-- Start SUPPLIED DATA --

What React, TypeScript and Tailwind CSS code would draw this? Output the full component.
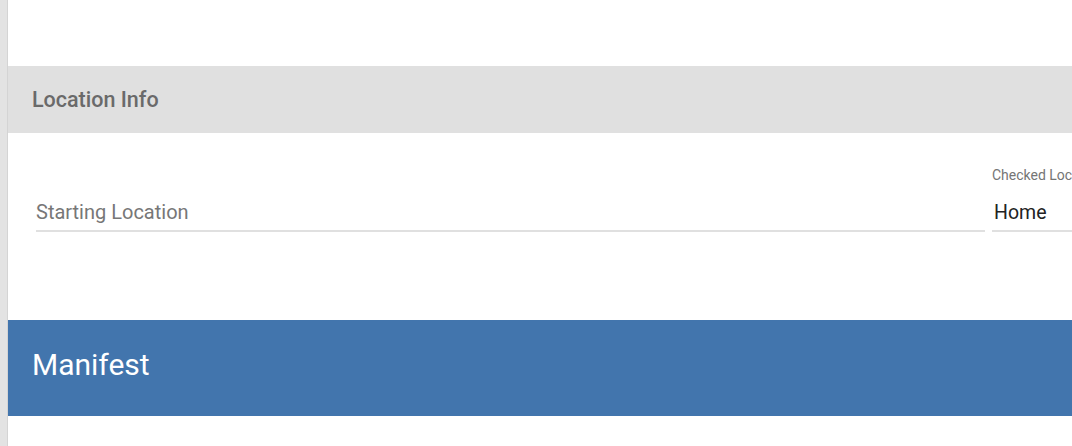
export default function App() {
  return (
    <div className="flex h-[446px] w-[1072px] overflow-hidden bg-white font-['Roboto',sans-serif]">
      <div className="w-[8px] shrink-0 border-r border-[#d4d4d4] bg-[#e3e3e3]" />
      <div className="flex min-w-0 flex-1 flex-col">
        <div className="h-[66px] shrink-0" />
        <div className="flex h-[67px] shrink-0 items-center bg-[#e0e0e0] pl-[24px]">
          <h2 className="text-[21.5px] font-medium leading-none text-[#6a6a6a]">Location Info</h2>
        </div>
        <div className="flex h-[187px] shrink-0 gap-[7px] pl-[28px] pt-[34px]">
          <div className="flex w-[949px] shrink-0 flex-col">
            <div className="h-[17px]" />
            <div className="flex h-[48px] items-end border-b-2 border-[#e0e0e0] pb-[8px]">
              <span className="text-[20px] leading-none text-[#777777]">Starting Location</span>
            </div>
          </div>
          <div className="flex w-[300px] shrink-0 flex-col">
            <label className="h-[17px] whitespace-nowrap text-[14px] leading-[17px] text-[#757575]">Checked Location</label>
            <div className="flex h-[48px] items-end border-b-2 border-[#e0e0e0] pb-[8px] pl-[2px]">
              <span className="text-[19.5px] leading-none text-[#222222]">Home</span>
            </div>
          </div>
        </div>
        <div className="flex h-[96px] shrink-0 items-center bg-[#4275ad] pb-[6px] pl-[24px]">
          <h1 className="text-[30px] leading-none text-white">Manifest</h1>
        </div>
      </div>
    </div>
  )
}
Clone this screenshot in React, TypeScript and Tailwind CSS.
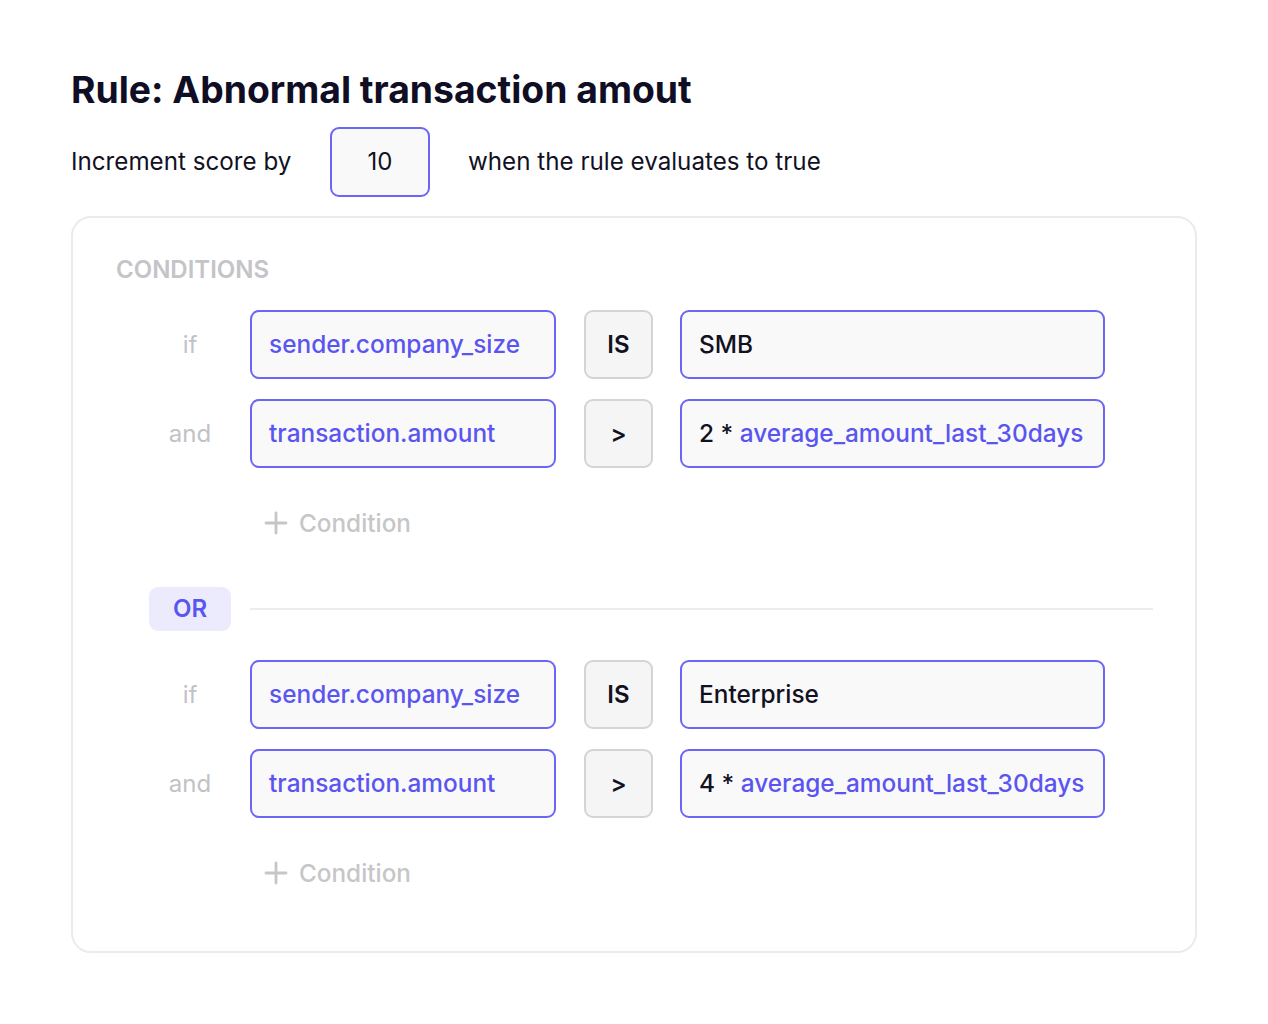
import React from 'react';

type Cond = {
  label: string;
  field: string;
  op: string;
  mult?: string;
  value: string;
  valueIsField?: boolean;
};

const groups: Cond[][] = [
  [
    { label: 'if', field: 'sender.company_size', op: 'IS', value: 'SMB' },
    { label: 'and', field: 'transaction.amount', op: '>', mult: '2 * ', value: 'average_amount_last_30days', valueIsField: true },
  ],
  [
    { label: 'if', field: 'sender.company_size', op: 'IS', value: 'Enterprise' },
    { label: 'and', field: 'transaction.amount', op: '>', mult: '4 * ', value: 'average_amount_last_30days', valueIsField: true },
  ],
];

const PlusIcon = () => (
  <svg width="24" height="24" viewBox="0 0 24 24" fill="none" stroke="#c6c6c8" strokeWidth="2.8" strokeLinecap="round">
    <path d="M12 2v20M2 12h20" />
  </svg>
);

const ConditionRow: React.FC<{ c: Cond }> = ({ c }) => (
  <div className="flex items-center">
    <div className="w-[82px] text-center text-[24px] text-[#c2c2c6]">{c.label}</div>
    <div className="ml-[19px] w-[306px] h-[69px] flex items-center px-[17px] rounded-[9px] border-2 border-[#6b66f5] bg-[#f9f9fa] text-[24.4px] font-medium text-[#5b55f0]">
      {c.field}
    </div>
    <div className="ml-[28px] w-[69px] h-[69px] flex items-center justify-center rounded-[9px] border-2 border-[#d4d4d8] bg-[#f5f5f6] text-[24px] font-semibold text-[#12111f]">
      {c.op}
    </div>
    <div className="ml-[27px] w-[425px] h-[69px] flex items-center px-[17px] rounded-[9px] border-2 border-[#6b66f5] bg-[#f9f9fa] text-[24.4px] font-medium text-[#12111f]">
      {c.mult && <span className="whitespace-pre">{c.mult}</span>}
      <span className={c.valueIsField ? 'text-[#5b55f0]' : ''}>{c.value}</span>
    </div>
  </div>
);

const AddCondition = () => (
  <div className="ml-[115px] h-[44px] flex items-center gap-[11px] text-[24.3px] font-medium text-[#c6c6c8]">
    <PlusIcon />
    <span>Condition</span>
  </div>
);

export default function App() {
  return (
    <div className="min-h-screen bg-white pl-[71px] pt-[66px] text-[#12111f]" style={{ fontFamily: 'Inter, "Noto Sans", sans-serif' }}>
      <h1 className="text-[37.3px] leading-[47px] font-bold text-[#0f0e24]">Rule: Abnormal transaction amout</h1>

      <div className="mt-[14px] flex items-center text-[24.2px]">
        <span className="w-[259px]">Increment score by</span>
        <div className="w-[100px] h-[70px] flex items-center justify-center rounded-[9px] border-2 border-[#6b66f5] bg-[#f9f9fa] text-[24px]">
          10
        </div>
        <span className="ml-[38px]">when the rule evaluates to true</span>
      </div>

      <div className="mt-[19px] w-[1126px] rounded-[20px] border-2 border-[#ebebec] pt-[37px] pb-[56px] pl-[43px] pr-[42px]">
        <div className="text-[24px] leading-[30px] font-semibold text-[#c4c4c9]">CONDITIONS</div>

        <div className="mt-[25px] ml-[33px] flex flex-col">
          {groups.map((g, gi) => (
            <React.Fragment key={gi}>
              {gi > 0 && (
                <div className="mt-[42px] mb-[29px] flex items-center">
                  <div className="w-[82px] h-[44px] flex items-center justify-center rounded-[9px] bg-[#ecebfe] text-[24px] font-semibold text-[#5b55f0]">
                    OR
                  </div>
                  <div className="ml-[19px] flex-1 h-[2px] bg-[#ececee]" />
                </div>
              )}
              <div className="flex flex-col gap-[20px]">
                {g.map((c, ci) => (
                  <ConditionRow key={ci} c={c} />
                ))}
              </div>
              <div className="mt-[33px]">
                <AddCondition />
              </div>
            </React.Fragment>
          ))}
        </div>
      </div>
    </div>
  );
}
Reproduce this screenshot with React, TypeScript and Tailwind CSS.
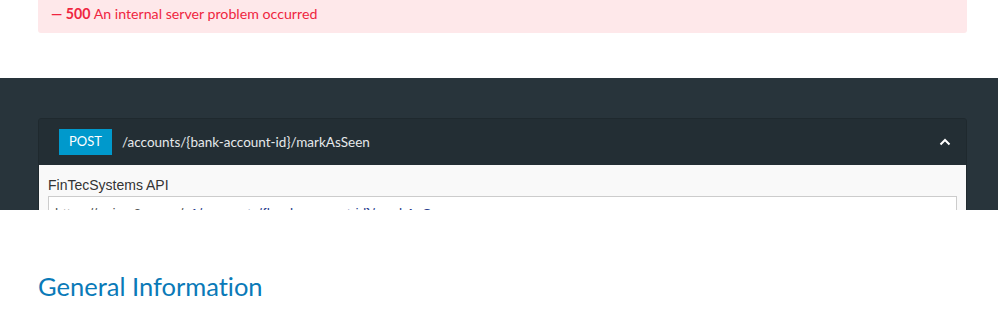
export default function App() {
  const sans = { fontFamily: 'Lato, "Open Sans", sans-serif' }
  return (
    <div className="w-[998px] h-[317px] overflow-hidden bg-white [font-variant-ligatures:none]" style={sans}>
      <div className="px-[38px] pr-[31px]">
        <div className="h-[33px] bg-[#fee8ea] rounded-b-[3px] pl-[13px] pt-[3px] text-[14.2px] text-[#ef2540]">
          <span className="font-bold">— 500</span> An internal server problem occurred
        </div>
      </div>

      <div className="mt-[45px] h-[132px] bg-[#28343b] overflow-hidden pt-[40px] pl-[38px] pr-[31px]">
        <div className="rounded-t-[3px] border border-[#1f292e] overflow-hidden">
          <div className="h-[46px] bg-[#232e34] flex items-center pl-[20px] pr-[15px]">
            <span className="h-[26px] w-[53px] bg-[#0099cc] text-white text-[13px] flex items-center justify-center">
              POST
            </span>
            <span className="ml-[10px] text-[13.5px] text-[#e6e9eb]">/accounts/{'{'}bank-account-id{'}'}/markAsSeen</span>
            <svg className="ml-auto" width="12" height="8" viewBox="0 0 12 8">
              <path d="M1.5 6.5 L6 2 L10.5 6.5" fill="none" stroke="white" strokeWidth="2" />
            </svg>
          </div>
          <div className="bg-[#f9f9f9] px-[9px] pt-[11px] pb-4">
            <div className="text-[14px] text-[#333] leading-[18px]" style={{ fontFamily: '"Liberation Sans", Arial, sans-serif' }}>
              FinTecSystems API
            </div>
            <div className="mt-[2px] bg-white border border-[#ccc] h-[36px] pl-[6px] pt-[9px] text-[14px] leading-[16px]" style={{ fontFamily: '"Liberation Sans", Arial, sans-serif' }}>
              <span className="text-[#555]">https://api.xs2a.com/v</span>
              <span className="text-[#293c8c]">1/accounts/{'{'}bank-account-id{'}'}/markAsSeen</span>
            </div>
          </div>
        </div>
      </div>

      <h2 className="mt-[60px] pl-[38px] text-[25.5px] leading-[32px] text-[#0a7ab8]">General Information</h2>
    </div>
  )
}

-- End SUPPLIED DATA --

**REQUIREMENT**
Repeat the records above exactly, leaving out the pictures.

**THE SOLUTION**
What React, TypeScript and Tailwind CSS code would draw this? Output the full component.
export default function App() {
  return (
    <div className="flex h-[446px] w-[1072px] overflow-hidden bg-white font-['Roboto',sans-serif]">
      <div className="w-[8px] shrink-0 border-r border-[#d4d4d4] bg-[#e3e3e3]" />
      <div className="flex min-w-0 flex-1 flex-col">
        <div className="h-[66px] shrink-0" />
        <div className="flex h-[67px] shrink-0 items-center bg-[#e0e0e0] pl-[24px]">
          <h2 className="text-[21.5px] font-medium leading-none text-[#6a6a6a]">Location Info</h2>
        </div>
        <div className="flex h-[187px] shrink-0 gap-[7px] pl-[28px] pt-[34px]">
          <div className="flex w-[949px] shrink-0 flex-col">
            <div className="h-[17px]" />
            <div className="flex h-[48px] items-end border-b-2 border-[#e0e0e0] pb-[8px]">
              <span className="text-[20px] leading-none text-[#777777]">Starting Location</span>
            </div>
          </div>
          <div className="flex w-[300px] shrink-0 flex-col">
            <label className="h-[17px] whitespace-nowrap text-[14px] leading-[17px] text-[#757575]">Checked Location</label>
            <div className="flex h-[48px] items-end border-b-2 border-[#e0e0e0] pb-[8px] pl-[2px]">
              <span className="text-[19.5px] leading-none text-[#222222]">Home</span>
            </div>
          </div>
        </div>
        <div className="flex h-[96px] shrink-0 items-center bg-[#4275ad] pb-[6px] pl-[24px]">
          <h1 className="text-[30px] leading-none text-white">Manifest</h1>
        </div>
      </div>
    </div>
  )
}
Clone this screenshot in React, TypeScript and Tailwind CSS.
import React from 'react';

type Cond = {
  label: string;
  field: string;
  op: string;
  mult?: string;
  value: string;
  valueIsField?: boolean;
};

const groups: Cond[][] = [
  [
    { label: 'if', field: 'sender.company_size', op: 'IS', value: 'SMB' },
    { label: 'and', field: 'transaction.amount', op: '>', mult: '2 * ', value: 'average_amount_last_30days', valueIsField: true },
  ],
  [
    { label: 'if', field: 'sender.company_size', op: 'IS', value: 'Enterprise' },
    { label: 'and', field: 'transaction.amount', op: '>', mult: '4 * ', value: 'average_amount_last_30days', valueIsField: true },
  ],
];

const PlusIcon = () => (
  <svg width="24" height="24" viewBox="0 0 24 24" fill="none" stroke="#c6c6c8" strokeWidth="2.8" strokeLinecap="round">
    <path d="M12 2v20M2 12h20" />
  </svg>
);

const ConditionRow: React.FC<{ c: Cond }> = ({ c }) => (
  <div className="flex items-center">
    <div className="w-[82px] text-center text-[24px] text-[#c2c2c6]">{c.label}</div>
    <div className="ml-[19px] w-[306px] h-[69px] flex items-center px-[17px] rounded-[9px] border-2 border-[#6b66f5] bg-[#f9f9fa] text-[24.4px] font-medium text-[#5b55f0]">
      {c.field}
    </div>
    <div className="ml-[28px] w-[69px] h-[69px] flex items-center justify-center rounded-[9px] border-2 border-[#d4d4d8] bg-[#f5f5f6] text-[24px] font-semibold text-[#12111f]">
      {c.op}
    </div>
    <div className="ml-[27px] w-[425px] h-[69px] flex items-center px-[17px] rounded-[9px] border-2 border-[#6b66f5] bg-[#f9f9fa] text-[24.4px] font-medium text-[#12111f]">
      {c.mult && <span className="whitespace-pre">{c.mult}</span>}
      <span className={c.valueIsField ? 'text-[#5b55f0]' : ''}>{c.value}</span>
    </div>
  </div>
);

const AddCondition = () => (
  <div className="ml-[115px] h-[44px] flex items-center gap-[11px] text-[24.3px] font-medium text-[#c6c6c8]">
    <PlusIcon />
    <span>Condition</span>
  </div>
);

export default function App() {
  return (
    <div className="min-h-screen bg-white pl-[71px] pt-[66px] text-[#12111f]" style={{ fontFamily: 'Inter, "Noto Sans", sans-serif' }}>
      <h1 className="text-[37.3px] leading-[47px] font-bold text-[#0f0e24]">Rule: Abnormal transaction amout</h1>

      <div className="mt-[14px] flex items-center text-[24.2px]">
        <span className="w-[259px]">Increment score by</span>
        <div className="w-[100px] h-[70px] flex items-center justify-center rounded-[9px] border-2 border-[#6b66f5] bg-[#f9f9fa] text-[24px]">
          10
        </div>
        <span className="ml-[38px]">when the rule evaluates to true</span>
      </div>

      <div className="mt-[19px] w-[1126px] rounded-[20px] border-2 border-[#ebebec] pt-[37px] pb-[56px] pl-[43px] pr-[42px]">
        <div className="text-[24px] leading-[30px] font-semibold text-[#c4c4c9]">CONDITIONS</div>

        <div className="mt-[25px] ml-[33px] flex flex-col">
          {groups.map((g, gi) => (
            <React.Fragment key={gi}>
              {gi > 0 && (
                <div className="mt-[42px] mb-[29px] flex items-center">
                  <div className="w-[82px] h-[44px] flex items-center justify-center rounded-[9px] bg-[#ecebfe] text-[24px] font-semibold text-[#5b55f0]">
                    OR
                  </div>
                  <div className="ml-[19px] flex-1 h-[2px] bg-[#ececee]" />
                </div>
              )}
              <div className="flex flex-col gap-[20px]">
                {g.map((c, ci) => (
                  <ConditionRow key={ci} c={c} />
                ))}
              </div>
              <div className="mt-[33px]">
                <AddCondition />
              </div>
            </React.Fragment>
          ))}
        </div>
      </div>
    </div>
  );
}
Reproduce this screenshot with React, TypeScript and Tailwind CSS.
export default function App() {
  const sans = { fontFamily: 'Lato, "Open Sans", sans-serif' }
  return (
    <div className="w-[998px] h-[317px] overflow-hidden bg-white [font-variant-ligatures:none]" style={sans}>
      <div className="px-[38px] pr-[31px]">
        <div className="h-[33px] bg-[#fee8ea] rounded-b-[3px] pl-[13px] pt-[3px] text-[14.2px] text-[#ef2540]">
          <span className="font-bold">— 500</span> An internal server problem occurred
        </div>
      </div>

      <div className="mt-[45px] h-[132px] bg-[#28343b] overflow-hidden pt-[40px] pl-[38px] pr-[31px]">
        <div className="rounded-t-[3px] border border-[#1f292e] overflow-hidden">
          <div className="h-[46px] bg-[#232e34] flex items-center pl-[20px] pr-[15px]">
            <span className="h-[26px] w-[53px] bg-[#0099cc] text-white text-[13px] flex items-center justify-center">
              POST
            </span>
            <span className="ml-[10px] text-[13.5px] text-[#e6e9eb]">/accounts/{'{'}bank-account-id{'}'}/markAsSeen</span>
            <svg className="ml-auto" width="12" height="8" viewBox="0 0 12 8">
              <path d="M1.5 6.5 L6 2 L10.5 6.5" fill="none" stroke="white" strokeWidth="2" />
            </svg>
          </div>
          <div className="bg-[#f9f9f9] px-[9px] pt-[11px] pb-4">
            <div className="text-[14px] text-[#333] leading-[18px]" style={{ fontFamily: '"Liberation Sans", Arial, sans-serif' }}>
              FinTecSystems API
            </div>
            <div className="mt-[2px] bg-white border border-[#ccc] h-[36px] pl-[6px] pt-[9px] text-[14px] leading-[16px]" style={{ fontFamily: '"Liberation Sans", Arial, sans-serif' }}>
              <span className="text-[#555]">https://api.xs2a.com/v</span>
              <span className="text-[#293c8c]">1/accounts/{'{'}bank-account-id{'}'}/markAsSeen</span>
            </div>
          </div>
        </div>
      </div>

      <h2 className="mt-[60px] pl-[38px] text-[25.5px] leading-[32px] text-[#0a7ab8]">General Information</h2>
    </div>
  )
}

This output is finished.